Issue Date: October 12, 2009
Herbert M. Clark
Herbert M. Clark, 90, an emeritus professor of chemistry at Rensselaer Polytechnic Institute (RPI), in Troy, N.Y., died on Aug. 20.
Born in Derby, Conn., Clark attended Yale University as an undergraduate, remained there throughout his graduate studies, and received a Ph.D. in chemistry in 1944.
After joining the RPI faculty in 1946, Clark attended a nuclear technology training school at Clinton Laboratories (now part of Oak Ridge National Laboratory), in Oak Ridge, Tenn. There, he studied the theory of nuclear reactors and learned radiochemical procedures for working with sources of ionizing radiation developed under the Manhattan Project.
During his 38 years on RPI's faculty, Clark taught a wide range of science courses. Using a mobile laboratory provided by the U.S. Atomic Energy Commission, Clark also traveled to colleges and industrial laboratories to teach courses on using radioactive isotopes.
His research focused on the absorption of nuclear fission products by hydrous oxides; the extraction of inorganic substances by organic solvents; and the chemistry of technetium, a radioactive element used in the preparation of radiopharmaceuticals.
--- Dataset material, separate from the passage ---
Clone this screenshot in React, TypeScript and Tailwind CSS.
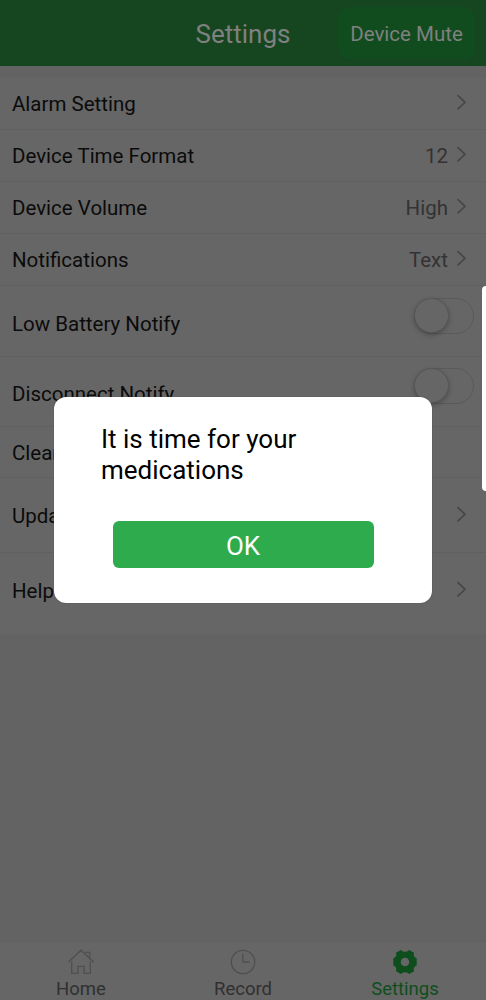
import React from "react";

function Chevron() {
  return (
    <svg width="11" height="17" viewBox="0 0 11 17" fill="none" stroke="#474747" strokeWidth="1.7" className="shrink-0">
      <path d="M1.5 1.2 9 8.3 1.5 15.4" />
    </svg>
  );
}

function Toggle() {
  return (
    <span className="flex h-9 w-[60px] shrink-0 rounded-full border border-[#5a5a5a]">
      <span className="-mt-px -ml-px h-[35px] w-[35px] rounded-full border border-[#565656] bg-[#666666] shadow-[0_2px_5px_rgba(0,0,0,0.26)]" />
    </span>
  );
}

type RowProps = {
  label: string;
  height: string;
  labelPad?: string;
  value?: string;
  control?: "chevron" | "toggle" | "none";
  controlPad?: string;
};

function Row({ label, height, labelPad = "pt-px", value, control = "chevron", controlPad = "pb-[2px]" }: RowProps) {
  return (
    <li className={`flex items-center border-b border-[#606060] pl-3 last:border-b-0 ${height}`}>
      <span className={`flex-1 whitespace-nowrap ${labelPad}`}>{label}</span>
      {value && <span className="mr-[8px] pt-px text-[#333333]">{value}</span>}
      {control === "chevron" && (
        <span className={`mr-[19px] ${controlPad}`}>
          <Chevron />
        </span>
      )}
      {control === "toggle" && (
        <span className="mr-[12px] pb-[11px]">
          <Toggle />
        </span>
      )}
    </li>
  );
}

function HomeIcon() {
  return (
    <svg width="28" height="26" viewBox="0 0 28 26" fill="none" stroke="#4f4f4f" strokeWidth="1.3">
      <path d="M1.3 13.3 14 1.2l12.7 12.1M4.7 12.5v11.8h6.2v-7h6.2v7h6.2V12.5M18.2 3.3h4.6v5" />
    </svg>
  );
}

function ClockIcon() {
  return (
    <svg width="26" height="26" viewBox="0 0 26 26" fill="none" stroke="#4f4f4f" strokeWidth="1.3">
      <circle cx="13" cy="13" r="11.7" />
      <path d="M12.8 5v8h6.8" />
    </svg>
  );
}

function GearIcon() {
  return (
    <svg width="26" height="26" viewBox="0 0 26 26" fill="#0d4e1c">
      <path
        fillRule="evenodd"
        d="M8.8 1 L10.6 2.3 Q13 3.4 15.4 2.3 L17.2 1 L22 3.8 L21.7 6.2 Q22 8.3 24.7 9.4 L24.7 16.6 Q22 17.7 21.7 19.8 L22 22.2 L17.2 25 L15.4 23.7 Q13 22.6 10.6 23.7 L8.8 25 L4 22.2 L4.3 19.8 Q4 17.7 1.3 16.6 L1.3 9.4 Q4 8.3 4.3 6.2 L4 3.8 Z M13 8.7a4.3 4.3 0 1 0 0 8.6 4.3 4.3 0 0 0 0-8.6Z"
      />
    </svg>
  );
}

export default function App() {
  return (
    <div className="relative flex h-[1000px] w-[486px] flex-col overflow-hidden bg-[#636363] font-['Roboto',sans-serif] text-[20.5px] leading-6 text-[#0b0b0b]">
      <header className="grid h-[66px] shrink-0 grid-cols-3 items-center bg-[#15461f]">
        <h1 className="col-start-2 pt-px text-center text-[26px] leading-8 text-[#808080]">Settings</h1>
        <button className="mr-[11px] h-[52px] w-[137px] justify-self-end rounded-xl bg-[#114c1e] pt-[2px] text-[20.5px] text-[#808080]">
          Device Mute
        </button>
      </header>

      <ul className="mt-3 shrink-0 bg-[#666666]">
        <Row label="Alarm Setting" height="h-[52px]" />
        <Row label="Device Time Format" height="h-[52px]" value="12" />
        <Row label="Device Volume" height="h-[52px]" value="High" />
        <Row label="Notifications" height="h-[52px]" value="Text" />
        <Row label="Low Battery Notify" height="h-[71px]" labelPad="pt-[5px]" control="toggle" />
        <Row label="Disconnect Notify" height="h-[70px]" labelPad="pt-[5px]" control="toggle" />
        <Row label="Clear Data" height="h-[51px]" control="none" />
        <Row label="Update" height="h-[75px]" controlPad="pb-px" />
        <Row label="Help" height="h-[81px]" labelPad="pb-[5px]" controlPad="pb-[8px]" />
      </ul>

      <nav className="mt-auto grid h-[59px] shrink-0 grid-cols-3 border-t border-[#606060] bg-[#666666] text-[18.5px] leading-[22px] text-[#303030]">
        <div className="flex flex-col items-center pt-[7px]">
          <HomeIcon />
          <span className="mt-[3px]">Home</span>
        </div>
        <div className="flex flex-col items-center pt-[7px]">
          <ClockIcon />
          <span className="mt-[3px]">Record</span>
        </div>
        <div className="flex flex-col items-center pt-[7px] text-[#0d4e1c]">
          <GearIcon />
          <span className="mt-[3px]">Settings</span>
        </div>
      </nav>

      <div className="absolute top-[286px] right-0 h-[205px] w-[4px] rounded-l-[6px] bg-white" />

      <div className="absolute inset-0 flex items-center justify-center">
        <div role="dialog" className="flex h-[206px] w-[378px] flex-col items-center rounded-xl bg-white pt-[27px] shadow-[0_0_1px_#333]">
          <p className="w-[284px] pr-20 text-[26px] leading-[30.5px] text-black">It is time for your medications</p>
          <button className="mt-[36px] h-[47px] w-[261px] rounded-[6px] bg-[#2eab4c] pt-[3px] text-[26px] text-white">OK</button>
        </div>
      </div>
    </div>
  );
}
While on leave from 1978 to 1979, Clark worked on the Alternative Fuel Cycle Evaluation Program, in Germantown, Md. He coauthored three textbooks and published several papers in scientific journals.
He was a fellow of the New York Academy of Sciences and the American Association for the Advancement of Science, a member of many scientific organizations, and an emeritus member of ACS, joining in 1940. Clark was also a 45-year member of St. Paul's Episcopal Church, in Troy, N.Y.